Extract all lines from the data beneath that include the word "code".

===== Entries provided

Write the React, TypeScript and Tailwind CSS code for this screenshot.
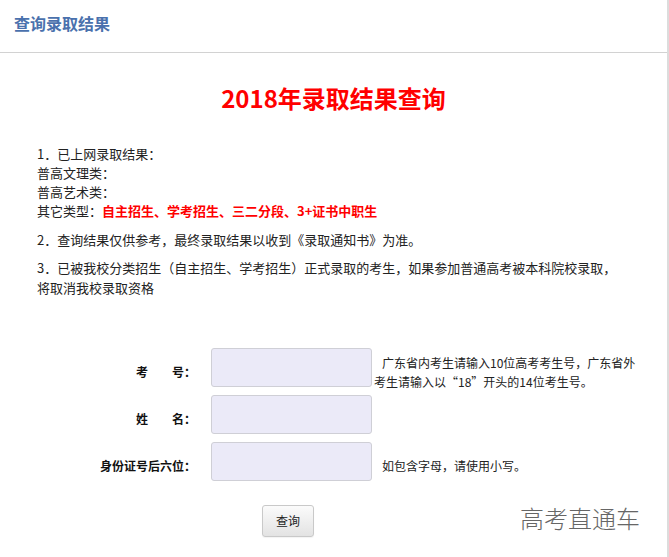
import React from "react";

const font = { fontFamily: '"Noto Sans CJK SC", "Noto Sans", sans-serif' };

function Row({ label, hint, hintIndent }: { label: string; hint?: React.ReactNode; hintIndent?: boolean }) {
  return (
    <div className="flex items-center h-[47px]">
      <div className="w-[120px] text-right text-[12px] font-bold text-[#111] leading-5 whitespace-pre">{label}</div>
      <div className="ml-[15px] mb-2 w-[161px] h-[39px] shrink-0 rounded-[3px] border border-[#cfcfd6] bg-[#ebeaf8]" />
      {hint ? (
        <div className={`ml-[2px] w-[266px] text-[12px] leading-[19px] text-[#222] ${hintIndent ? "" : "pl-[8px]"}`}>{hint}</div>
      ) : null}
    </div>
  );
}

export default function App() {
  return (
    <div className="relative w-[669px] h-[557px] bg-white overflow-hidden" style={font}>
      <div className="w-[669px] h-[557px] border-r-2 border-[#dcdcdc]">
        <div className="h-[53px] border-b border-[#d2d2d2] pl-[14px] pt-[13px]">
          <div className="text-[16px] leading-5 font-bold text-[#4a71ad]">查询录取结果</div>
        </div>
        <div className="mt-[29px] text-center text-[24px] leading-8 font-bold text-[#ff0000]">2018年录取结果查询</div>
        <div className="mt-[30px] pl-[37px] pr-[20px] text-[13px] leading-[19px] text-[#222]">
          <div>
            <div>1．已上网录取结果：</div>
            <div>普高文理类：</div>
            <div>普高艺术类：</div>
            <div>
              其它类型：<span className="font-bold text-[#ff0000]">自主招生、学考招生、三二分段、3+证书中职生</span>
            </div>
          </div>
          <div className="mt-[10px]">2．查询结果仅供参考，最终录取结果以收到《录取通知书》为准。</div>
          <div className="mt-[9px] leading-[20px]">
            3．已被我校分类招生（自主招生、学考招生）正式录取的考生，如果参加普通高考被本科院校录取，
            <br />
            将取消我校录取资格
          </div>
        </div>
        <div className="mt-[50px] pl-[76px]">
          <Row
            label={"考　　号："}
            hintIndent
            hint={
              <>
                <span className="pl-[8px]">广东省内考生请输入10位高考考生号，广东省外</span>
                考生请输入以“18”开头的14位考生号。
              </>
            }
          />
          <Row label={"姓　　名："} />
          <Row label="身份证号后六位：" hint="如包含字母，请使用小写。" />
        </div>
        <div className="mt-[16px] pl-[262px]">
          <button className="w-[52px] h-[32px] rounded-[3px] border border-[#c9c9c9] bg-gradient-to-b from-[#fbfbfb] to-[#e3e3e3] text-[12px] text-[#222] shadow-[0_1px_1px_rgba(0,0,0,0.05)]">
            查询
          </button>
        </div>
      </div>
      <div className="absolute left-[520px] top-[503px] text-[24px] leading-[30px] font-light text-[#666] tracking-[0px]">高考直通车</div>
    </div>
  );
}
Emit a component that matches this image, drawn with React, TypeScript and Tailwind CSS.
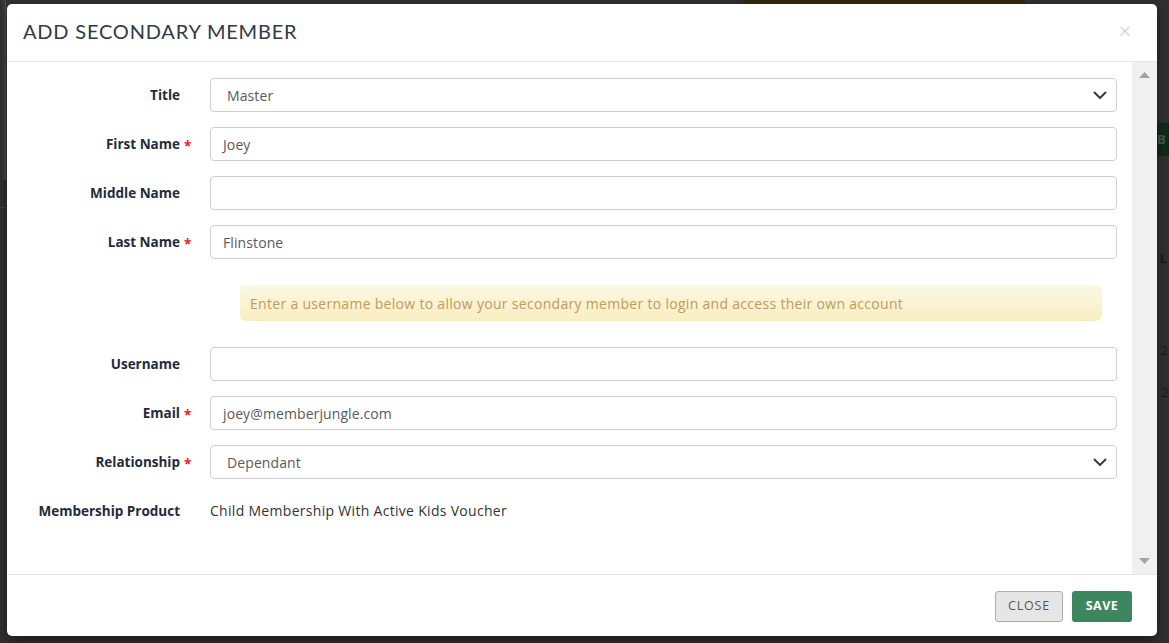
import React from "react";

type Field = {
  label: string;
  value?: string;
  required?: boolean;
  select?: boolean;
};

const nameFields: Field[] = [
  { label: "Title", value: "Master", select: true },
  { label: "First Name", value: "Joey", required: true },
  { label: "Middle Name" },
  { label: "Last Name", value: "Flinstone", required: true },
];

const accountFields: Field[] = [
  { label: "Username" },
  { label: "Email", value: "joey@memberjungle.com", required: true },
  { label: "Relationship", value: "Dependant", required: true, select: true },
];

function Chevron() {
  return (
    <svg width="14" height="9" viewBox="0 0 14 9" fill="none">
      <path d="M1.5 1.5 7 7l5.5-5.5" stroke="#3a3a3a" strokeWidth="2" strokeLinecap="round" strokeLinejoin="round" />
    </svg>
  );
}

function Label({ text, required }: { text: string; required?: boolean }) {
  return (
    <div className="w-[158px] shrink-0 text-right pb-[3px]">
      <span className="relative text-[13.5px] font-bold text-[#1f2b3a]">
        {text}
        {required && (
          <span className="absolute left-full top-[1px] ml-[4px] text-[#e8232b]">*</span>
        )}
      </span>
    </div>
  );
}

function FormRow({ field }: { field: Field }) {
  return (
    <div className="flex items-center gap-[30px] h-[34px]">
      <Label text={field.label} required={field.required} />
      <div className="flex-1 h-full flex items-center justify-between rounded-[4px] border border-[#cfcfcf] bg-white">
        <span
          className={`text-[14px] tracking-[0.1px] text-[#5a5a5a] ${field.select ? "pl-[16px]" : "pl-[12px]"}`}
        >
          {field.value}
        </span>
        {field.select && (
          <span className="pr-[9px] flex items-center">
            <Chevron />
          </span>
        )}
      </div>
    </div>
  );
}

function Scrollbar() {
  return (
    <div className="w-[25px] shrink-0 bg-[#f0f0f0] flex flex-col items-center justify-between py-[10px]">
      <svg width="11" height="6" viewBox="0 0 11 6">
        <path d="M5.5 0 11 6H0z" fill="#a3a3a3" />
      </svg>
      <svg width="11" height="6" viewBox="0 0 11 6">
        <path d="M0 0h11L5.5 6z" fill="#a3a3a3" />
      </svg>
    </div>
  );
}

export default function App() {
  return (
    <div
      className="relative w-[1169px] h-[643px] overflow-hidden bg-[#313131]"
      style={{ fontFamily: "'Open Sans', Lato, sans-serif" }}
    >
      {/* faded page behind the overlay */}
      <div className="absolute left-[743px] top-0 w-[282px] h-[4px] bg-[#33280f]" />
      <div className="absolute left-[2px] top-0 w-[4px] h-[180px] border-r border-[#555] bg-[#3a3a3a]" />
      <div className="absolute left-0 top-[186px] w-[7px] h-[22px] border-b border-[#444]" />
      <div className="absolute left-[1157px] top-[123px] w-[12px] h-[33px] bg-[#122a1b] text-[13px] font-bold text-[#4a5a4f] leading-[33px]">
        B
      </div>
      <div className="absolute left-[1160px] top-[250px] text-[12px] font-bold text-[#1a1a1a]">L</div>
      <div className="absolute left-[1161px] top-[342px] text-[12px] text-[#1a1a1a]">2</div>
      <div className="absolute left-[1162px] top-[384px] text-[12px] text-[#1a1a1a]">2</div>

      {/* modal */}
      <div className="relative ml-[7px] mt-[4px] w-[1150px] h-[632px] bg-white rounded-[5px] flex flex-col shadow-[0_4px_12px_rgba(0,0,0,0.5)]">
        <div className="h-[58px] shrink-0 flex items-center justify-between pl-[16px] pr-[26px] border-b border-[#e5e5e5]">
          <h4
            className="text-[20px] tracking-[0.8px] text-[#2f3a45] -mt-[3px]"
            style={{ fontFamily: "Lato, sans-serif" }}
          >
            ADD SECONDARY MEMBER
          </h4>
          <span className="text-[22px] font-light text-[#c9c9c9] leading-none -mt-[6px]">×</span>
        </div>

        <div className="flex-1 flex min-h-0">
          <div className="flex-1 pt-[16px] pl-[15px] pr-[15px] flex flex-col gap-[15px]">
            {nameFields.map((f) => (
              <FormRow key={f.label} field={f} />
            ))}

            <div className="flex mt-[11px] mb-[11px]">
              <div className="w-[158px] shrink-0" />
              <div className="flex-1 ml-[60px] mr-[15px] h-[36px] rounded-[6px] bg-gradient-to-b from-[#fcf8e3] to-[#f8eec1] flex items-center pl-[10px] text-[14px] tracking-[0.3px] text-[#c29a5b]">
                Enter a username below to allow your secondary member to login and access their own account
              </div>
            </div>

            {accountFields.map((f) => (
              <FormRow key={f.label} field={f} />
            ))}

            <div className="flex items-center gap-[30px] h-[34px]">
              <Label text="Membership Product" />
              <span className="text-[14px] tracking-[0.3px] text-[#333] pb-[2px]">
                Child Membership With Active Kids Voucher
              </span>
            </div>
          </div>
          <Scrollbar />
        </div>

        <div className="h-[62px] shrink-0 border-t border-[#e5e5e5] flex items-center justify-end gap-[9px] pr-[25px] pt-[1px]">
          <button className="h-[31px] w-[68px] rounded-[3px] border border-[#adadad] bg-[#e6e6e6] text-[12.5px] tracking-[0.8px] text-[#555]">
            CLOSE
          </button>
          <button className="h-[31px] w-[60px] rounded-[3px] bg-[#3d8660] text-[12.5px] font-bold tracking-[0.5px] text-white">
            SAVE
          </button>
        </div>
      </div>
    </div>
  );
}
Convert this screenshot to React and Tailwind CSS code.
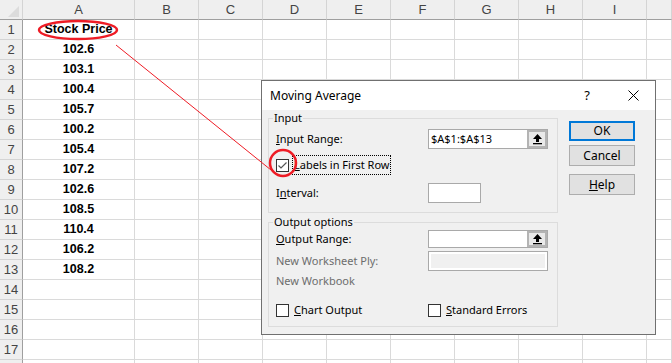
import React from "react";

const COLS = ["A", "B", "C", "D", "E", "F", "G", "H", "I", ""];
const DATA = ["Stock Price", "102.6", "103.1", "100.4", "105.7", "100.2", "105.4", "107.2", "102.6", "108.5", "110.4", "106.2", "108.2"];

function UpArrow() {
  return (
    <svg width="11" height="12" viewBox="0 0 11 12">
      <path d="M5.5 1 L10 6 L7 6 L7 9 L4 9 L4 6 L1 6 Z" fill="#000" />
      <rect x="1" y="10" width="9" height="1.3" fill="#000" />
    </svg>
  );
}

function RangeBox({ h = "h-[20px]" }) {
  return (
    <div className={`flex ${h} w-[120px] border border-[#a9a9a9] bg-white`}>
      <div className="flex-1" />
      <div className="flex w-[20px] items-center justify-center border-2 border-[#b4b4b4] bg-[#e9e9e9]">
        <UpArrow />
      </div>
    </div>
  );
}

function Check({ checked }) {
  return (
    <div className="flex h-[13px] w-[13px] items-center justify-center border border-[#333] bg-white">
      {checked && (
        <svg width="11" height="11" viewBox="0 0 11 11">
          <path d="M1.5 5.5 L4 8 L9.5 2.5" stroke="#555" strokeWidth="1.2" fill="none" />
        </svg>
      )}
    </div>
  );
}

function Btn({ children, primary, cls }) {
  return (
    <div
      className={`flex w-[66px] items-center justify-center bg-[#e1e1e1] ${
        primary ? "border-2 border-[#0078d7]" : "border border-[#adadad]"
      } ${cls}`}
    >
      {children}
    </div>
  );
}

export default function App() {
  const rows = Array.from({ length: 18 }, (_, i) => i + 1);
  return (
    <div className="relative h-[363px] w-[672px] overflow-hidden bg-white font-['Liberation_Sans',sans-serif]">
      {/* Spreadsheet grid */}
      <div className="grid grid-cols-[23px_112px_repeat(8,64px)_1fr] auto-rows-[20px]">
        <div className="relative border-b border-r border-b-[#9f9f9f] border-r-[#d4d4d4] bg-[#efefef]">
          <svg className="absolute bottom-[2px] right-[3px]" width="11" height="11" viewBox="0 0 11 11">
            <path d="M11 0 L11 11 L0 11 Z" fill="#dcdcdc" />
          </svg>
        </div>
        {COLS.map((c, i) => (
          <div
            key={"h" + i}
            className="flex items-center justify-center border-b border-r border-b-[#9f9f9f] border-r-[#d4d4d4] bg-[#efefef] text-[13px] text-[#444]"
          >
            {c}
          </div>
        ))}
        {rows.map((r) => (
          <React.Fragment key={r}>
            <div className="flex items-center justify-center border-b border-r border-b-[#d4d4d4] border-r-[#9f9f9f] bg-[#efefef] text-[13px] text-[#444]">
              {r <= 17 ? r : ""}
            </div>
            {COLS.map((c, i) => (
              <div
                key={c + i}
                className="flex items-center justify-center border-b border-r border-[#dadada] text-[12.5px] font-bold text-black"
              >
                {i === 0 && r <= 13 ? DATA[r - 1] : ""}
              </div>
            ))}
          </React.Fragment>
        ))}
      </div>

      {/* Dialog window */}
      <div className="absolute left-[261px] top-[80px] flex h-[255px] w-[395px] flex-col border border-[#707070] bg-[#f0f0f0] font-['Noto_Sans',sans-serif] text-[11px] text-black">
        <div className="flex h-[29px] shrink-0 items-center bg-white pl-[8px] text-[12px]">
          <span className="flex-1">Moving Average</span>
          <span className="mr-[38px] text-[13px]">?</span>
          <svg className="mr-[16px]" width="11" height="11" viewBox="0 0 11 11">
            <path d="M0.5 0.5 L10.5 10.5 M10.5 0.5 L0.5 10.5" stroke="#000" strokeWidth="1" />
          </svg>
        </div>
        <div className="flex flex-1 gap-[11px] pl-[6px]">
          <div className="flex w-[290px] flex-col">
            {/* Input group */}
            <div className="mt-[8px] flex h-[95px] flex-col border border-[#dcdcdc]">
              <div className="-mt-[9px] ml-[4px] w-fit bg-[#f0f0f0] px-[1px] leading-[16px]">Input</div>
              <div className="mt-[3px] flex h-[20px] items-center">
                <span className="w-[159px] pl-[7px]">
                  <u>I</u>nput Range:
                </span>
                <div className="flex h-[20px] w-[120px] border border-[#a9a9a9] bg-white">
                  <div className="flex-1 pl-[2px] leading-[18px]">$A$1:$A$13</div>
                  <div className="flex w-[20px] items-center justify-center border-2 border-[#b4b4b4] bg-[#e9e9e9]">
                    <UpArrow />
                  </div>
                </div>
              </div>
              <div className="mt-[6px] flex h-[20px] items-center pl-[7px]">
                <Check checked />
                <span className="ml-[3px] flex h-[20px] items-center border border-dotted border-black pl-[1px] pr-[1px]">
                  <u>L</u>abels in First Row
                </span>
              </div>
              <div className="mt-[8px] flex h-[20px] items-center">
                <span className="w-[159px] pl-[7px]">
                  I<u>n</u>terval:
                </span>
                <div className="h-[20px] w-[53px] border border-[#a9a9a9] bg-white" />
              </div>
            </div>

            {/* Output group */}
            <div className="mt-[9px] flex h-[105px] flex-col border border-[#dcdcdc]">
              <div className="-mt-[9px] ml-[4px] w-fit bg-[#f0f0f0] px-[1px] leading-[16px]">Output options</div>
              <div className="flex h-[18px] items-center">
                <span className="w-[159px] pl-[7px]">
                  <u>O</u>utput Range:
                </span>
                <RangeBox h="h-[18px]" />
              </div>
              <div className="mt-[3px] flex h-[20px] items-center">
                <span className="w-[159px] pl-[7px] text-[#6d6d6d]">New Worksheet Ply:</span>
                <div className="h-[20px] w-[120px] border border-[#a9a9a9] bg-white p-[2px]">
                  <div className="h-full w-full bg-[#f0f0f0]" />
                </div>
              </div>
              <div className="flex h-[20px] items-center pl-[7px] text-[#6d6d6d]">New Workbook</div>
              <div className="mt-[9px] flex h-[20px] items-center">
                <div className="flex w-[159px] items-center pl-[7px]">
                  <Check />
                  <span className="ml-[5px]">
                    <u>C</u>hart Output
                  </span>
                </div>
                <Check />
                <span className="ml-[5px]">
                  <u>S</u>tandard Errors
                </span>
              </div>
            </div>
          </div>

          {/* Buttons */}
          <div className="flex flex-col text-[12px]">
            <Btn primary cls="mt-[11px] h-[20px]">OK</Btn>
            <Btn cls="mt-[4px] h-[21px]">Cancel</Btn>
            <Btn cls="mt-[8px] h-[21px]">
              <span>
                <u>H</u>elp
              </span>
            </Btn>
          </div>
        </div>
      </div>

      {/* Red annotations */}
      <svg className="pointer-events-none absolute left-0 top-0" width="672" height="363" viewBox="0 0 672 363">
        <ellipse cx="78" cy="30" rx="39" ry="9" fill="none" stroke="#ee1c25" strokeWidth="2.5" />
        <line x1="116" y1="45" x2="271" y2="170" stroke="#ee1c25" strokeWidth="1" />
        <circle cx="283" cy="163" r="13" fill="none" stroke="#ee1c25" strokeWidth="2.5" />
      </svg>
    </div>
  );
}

==========

▸ **Answer to the exercise**
Write the React, TypeScript and Tailwind CSS code for this screenshot.
Convert this screenshot to React and Tailwind CSS code.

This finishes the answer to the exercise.